Under the "smokescreen" of giving aid or charity, western governments and multinational corporations are pillaging states in sub-Sahara Africa with losses nearing $60 billion each year, according to research published on Tuesday by a coalition of 10 Africa and UK-based NGOs.
The report, Honest accounts? The true story of Africa's billion dollar losses (pdf), finds that while an estimated $134 billion flows into the continent annually through a combination of loans, foreign investment and aid, African nations lose approximately $192 billion in profits made by foreign multinational companies, as well as through tax evasion and the costs of adapting to climate change.
"Notions of aid and charity are in reality aiding politicians and multinational corporations to continue plundering Africa behind a shroud of ‘generosity’," the report's authors write. "It is preventing governments from being held accountable for policies that have a far greater impact on Africa and diverting attention from the structural changes needed to eliminate poverty and gross inequality."
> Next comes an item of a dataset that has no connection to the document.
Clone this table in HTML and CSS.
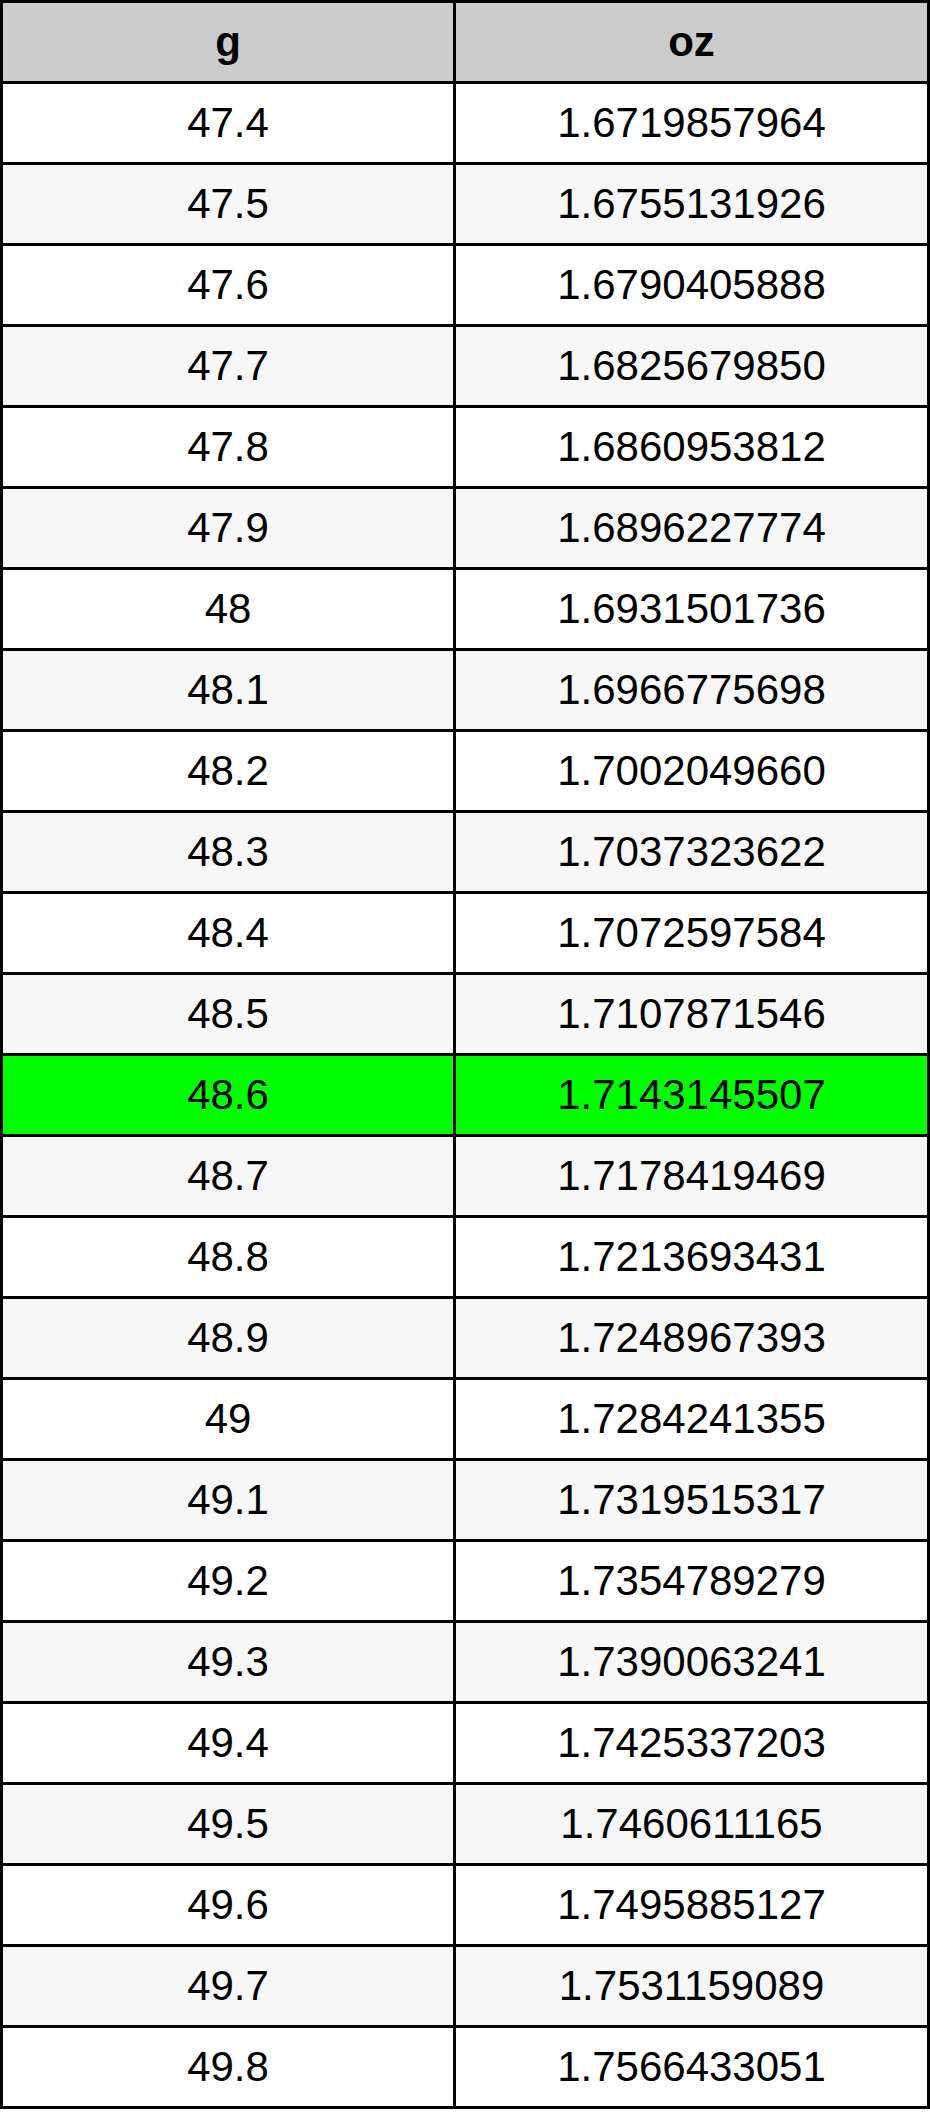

The losses stem from abuses across a wide range of areas including: "illicit financial flows; profits taken out of the continent by multinational companies; debt payments; brain drain of skilled workers; illegal logging and fishing and the costs incurred as a result of climate change."
According to the report, if other countries keep looting Africa at the same rate, over the next 10 years the African people will lose $580 billion.
"Common understanding is the UK ‘helps’ Africa through aid, but in reality this serves as a smokescreen for the billions taken out," said Martin Drewry, director of Health Poverty Action. "It’s sustained looting – the opposite of generous giving – and we should recognize that the City of London is at the heart of the global financial system that facilitates this.”
"The amount of resources flowing out of Africa demands we rethink the idea that Africa is impoverished," the report continues. "Millions of ordinary Africans are certainly poor, but they are being kept so by a combination of bad policies and immoral or criminal activities perpetrated by elites both inside and outside the continent.